__What you have to do__:
Retype only the lines running from the beginning of the entries below to the line with "const cell = 'border-[3px]", both included. Do not include pictures.

Source records
--------
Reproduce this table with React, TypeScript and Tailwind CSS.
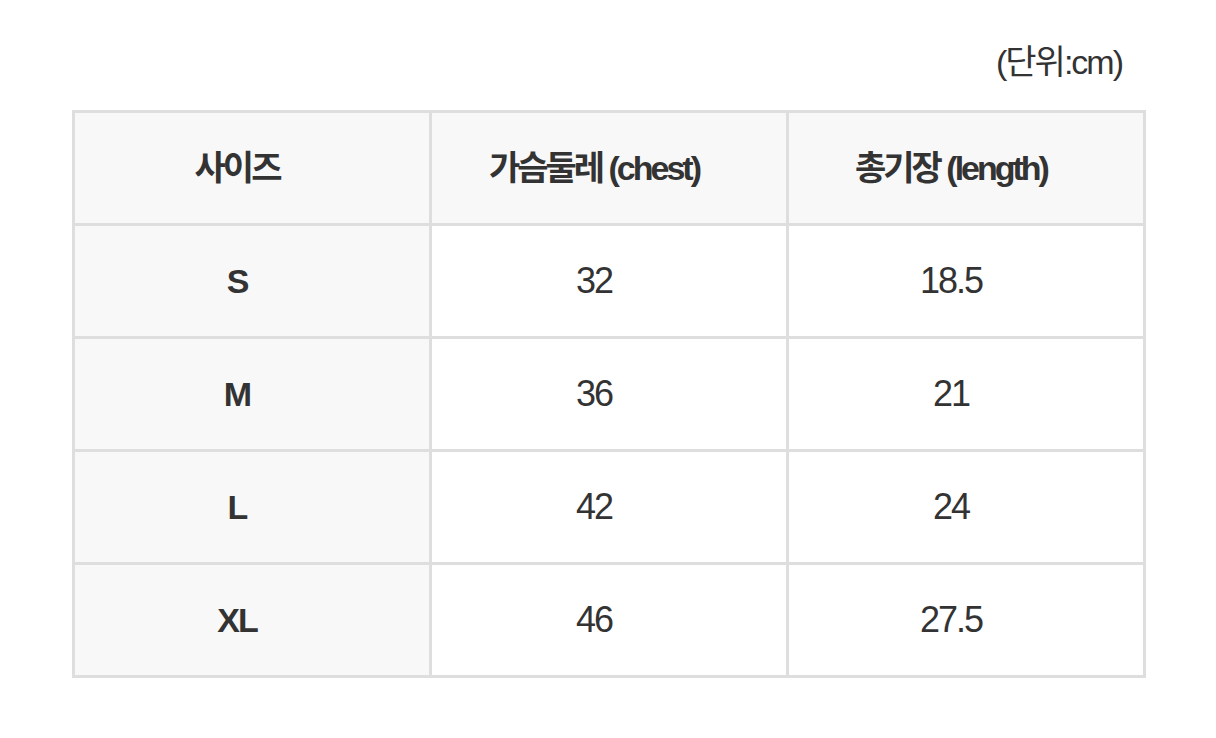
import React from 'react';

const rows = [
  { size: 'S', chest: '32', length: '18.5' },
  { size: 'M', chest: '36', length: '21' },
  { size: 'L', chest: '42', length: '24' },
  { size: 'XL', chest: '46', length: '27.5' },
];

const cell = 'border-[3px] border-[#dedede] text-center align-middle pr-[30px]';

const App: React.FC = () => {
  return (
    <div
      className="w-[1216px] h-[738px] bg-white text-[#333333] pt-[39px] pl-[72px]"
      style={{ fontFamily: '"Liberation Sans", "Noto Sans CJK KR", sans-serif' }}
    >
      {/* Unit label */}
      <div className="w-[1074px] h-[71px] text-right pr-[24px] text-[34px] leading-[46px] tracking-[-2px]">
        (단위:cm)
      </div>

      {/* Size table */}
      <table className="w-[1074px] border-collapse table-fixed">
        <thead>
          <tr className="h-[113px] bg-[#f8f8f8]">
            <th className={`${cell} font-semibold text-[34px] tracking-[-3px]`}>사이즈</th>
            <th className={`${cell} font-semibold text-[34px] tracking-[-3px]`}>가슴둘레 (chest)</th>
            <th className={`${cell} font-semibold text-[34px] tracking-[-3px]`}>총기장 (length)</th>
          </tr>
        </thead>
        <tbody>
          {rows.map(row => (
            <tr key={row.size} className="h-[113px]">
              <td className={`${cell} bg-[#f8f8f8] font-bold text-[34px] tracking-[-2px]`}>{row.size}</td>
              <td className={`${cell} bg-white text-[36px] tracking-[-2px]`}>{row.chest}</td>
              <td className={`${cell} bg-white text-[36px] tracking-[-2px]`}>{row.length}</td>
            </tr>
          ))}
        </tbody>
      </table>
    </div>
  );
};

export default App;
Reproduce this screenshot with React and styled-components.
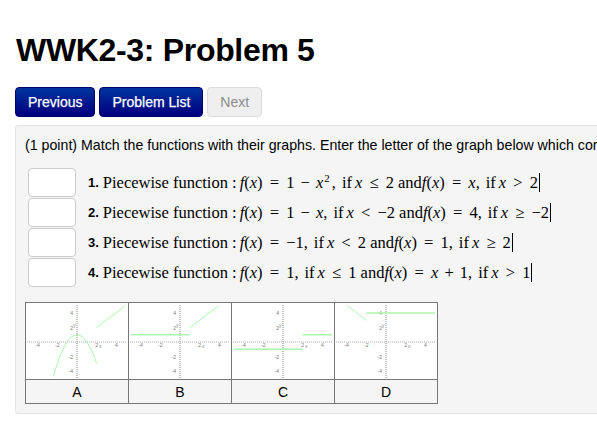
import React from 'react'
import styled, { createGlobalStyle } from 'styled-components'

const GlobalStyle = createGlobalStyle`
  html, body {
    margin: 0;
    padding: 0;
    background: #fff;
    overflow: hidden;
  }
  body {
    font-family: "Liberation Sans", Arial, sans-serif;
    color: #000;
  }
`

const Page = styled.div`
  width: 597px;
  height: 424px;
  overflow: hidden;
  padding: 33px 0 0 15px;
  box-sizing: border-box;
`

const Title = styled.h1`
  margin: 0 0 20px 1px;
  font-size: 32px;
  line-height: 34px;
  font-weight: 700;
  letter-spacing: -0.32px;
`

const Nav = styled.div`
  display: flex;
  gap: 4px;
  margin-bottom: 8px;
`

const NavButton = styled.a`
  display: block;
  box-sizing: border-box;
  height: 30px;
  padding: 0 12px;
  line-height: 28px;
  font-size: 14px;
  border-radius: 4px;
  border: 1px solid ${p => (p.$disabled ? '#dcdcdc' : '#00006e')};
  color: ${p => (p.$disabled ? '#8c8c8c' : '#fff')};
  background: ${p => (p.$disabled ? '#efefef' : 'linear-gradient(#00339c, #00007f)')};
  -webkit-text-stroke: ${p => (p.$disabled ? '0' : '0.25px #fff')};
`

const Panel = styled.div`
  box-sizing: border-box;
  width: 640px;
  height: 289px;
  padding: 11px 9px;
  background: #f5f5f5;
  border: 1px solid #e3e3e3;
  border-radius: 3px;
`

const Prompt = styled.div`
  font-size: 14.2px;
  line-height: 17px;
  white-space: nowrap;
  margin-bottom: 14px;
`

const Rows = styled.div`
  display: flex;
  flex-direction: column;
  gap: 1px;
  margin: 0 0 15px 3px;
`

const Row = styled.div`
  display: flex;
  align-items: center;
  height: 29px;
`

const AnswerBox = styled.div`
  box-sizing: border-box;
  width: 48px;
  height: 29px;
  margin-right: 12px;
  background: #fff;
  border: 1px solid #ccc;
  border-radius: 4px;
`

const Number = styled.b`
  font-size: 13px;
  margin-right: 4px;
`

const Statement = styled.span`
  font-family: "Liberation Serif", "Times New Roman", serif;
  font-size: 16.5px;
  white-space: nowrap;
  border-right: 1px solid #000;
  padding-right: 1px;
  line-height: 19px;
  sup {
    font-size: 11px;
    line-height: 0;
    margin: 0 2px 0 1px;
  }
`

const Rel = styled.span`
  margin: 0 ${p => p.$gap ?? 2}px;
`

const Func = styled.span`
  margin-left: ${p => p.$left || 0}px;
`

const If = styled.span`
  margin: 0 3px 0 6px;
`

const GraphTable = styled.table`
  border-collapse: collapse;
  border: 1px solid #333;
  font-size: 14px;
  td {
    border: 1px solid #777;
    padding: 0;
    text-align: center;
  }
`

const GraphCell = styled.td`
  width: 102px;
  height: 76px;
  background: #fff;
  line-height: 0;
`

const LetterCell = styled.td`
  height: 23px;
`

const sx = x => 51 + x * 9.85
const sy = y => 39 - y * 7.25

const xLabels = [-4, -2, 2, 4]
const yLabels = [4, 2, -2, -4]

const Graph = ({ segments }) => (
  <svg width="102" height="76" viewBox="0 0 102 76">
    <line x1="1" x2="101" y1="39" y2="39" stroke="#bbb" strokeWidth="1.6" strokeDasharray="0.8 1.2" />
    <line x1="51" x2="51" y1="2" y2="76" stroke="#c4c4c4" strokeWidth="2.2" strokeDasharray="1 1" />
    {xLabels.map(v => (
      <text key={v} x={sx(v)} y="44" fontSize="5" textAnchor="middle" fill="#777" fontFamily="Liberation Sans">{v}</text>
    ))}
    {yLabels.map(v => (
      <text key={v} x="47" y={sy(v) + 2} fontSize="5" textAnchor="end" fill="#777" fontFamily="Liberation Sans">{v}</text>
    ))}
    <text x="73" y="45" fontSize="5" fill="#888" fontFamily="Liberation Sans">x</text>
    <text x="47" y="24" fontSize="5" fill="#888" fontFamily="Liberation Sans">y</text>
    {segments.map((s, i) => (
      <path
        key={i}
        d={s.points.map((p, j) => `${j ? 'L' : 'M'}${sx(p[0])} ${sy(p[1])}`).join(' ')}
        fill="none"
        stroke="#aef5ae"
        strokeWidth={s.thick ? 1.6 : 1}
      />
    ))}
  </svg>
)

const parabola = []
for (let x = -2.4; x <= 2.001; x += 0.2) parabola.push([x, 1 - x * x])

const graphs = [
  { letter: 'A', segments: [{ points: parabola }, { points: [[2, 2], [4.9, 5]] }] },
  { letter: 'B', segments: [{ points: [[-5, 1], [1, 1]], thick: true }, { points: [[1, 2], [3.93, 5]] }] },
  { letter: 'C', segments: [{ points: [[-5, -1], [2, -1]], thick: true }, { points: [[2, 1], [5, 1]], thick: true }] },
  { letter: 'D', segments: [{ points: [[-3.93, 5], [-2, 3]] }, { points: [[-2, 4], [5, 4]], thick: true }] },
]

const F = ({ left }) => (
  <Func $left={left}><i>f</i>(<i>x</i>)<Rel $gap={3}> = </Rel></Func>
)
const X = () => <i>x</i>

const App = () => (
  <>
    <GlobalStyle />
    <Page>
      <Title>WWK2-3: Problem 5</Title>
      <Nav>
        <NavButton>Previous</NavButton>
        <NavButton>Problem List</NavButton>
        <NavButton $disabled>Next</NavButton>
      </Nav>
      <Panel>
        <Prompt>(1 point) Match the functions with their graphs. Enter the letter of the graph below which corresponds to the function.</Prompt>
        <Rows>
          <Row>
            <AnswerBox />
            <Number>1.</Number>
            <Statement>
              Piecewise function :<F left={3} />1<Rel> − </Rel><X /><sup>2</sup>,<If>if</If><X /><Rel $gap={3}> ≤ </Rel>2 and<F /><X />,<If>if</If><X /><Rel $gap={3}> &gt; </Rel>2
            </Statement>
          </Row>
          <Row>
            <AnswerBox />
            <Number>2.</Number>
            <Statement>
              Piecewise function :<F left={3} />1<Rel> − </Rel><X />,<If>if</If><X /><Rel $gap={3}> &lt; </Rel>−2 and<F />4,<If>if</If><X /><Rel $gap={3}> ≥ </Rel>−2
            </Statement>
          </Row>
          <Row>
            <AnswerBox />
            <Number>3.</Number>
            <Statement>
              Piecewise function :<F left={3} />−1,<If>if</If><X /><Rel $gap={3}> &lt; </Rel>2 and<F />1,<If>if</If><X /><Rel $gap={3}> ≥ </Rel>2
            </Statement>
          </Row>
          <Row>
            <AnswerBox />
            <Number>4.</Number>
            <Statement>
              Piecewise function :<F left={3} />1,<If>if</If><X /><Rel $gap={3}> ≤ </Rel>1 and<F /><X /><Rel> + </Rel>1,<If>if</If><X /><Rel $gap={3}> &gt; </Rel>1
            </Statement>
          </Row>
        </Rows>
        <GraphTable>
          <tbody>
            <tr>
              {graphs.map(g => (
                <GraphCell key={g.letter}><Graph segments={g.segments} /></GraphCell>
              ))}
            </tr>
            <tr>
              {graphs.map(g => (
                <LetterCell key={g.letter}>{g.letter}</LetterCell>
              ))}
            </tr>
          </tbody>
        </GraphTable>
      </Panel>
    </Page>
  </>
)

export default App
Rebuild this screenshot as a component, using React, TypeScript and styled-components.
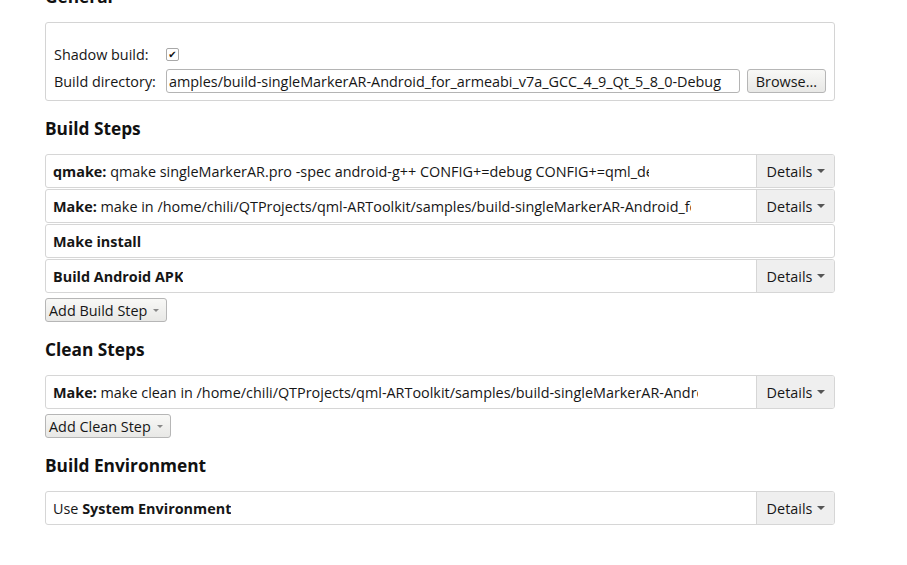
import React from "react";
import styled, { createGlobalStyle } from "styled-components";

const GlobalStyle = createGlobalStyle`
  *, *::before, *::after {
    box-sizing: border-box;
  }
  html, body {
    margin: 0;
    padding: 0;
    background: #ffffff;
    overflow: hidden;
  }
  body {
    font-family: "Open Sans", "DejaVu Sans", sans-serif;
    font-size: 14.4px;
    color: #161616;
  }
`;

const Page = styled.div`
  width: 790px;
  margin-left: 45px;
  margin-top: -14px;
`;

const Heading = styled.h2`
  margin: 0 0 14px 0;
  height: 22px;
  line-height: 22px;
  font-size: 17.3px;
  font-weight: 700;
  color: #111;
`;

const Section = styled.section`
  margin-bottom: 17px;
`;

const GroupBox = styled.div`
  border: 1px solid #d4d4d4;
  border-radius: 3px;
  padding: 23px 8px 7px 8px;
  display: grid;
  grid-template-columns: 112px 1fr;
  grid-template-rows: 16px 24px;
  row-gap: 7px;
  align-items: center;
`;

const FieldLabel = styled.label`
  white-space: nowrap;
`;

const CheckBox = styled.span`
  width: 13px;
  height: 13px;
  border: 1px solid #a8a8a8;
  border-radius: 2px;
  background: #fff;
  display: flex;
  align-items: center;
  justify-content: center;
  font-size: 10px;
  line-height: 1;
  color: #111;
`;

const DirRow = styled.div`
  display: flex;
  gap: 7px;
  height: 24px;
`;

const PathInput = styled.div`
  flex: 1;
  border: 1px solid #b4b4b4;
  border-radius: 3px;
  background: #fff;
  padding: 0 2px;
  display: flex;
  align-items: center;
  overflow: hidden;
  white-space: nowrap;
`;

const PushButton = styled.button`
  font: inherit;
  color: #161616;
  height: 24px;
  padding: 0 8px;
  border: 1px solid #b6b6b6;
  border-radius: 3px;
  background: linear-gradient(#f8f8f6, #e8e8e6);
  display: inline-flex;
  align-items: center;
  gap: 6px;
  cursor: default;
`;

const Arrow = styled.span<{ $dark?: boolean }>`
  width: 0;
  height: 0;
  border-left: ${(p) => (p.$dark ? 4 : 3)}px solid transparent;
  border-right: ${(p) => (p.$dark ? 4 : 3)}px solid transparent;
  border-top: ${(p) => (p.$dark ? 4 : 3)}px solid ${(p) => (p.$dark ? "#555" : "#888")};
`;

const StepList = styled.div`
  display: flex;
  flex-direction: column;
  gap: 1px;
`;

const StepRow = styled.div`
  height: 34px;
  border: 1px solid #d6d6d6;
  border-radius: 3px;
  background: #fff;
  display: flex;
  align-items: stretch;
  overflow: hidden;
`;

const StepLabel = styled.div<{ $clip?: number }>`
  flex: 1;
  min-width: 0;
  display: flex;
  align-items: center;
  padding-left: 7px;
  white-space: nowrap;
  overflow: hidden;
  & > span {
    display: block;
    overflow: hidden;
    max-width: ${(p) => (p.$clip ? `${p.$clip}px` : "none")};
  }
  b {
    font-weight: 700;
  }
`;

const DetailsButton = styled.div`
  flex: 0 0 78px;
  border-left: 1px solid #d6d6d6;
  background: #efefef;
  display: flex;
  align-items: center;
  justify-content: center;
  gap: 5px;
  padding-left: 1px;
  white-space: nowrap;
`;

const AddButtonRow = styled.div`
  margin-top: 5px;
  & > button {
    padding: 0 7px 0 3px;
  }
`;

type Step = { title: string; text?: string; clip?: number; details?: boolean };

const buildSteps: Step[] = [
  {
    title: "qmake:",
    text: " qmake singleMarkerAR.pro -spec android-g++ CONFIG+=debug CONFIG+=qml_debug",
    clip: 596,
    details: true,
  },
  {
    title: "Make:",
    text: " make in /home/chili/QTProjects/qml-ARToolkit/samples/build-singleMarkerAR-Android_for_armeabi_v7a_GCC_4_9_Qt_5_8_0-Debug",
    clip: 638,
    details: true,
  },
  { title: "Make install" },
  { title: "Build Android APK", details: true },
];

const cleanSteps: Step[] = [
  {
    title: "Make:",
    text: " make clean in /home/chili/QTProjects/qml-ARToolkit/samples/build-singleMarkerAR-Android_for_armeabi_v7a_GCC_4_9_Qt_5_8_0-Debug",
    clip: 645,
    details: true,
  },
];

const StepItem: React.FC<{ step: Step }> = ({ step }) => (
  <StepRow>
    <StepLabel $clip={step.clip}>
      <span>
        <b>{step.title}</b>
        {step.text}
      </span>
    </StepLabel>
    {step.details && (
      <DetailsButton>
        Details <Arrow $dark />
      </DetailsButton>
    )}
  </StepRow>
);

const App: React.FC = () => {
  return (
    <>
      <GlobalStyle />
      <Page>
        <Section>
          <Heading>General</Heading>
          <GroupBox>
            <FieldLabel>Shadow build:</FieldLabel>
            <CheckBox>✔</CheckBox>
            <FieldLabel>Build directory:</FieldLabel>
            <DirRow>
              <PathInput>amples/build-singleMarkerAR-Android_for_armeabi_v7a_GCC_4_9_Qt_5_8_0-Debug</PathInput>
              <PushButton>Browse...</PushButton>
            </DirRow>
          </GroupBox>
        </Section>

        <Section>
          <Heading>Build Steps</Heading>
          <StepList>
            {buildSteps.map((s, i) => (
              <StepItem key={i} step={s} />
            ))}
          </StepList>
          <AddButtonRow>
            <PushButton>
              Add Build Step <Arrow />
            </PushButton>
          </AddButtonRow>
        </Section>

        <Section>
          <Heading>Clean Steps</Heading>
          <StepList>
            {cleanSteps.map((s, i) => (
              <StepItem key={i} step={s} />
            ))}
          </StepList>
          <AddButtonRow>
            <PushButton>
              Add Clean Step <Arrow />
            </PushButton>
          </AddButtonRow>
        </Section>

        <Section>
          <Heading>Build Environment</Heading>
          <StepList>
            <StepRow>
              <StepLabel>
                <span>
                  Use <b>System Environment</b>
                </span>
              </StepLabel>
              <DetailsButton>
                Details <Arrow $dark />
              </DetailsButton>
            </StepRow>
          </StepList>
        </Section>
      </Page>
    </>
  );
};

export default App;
--------
__Solved problem__:
Reproduce this table with React, TypeScript and Tailwind CSS.
import React from 'react';

const rows = [
  { size: 'S', chest: '32', length: '18.5' },
  { size: 'M', chest: '36', length: '21' },
  { size: 'L', chest: '42', length: '24' },
  { size: 'XL', chest: '46', length: '27.5' },
];

const cell = 'border-[3px] border-[#dedede] text-center align-middle pr-[30px]';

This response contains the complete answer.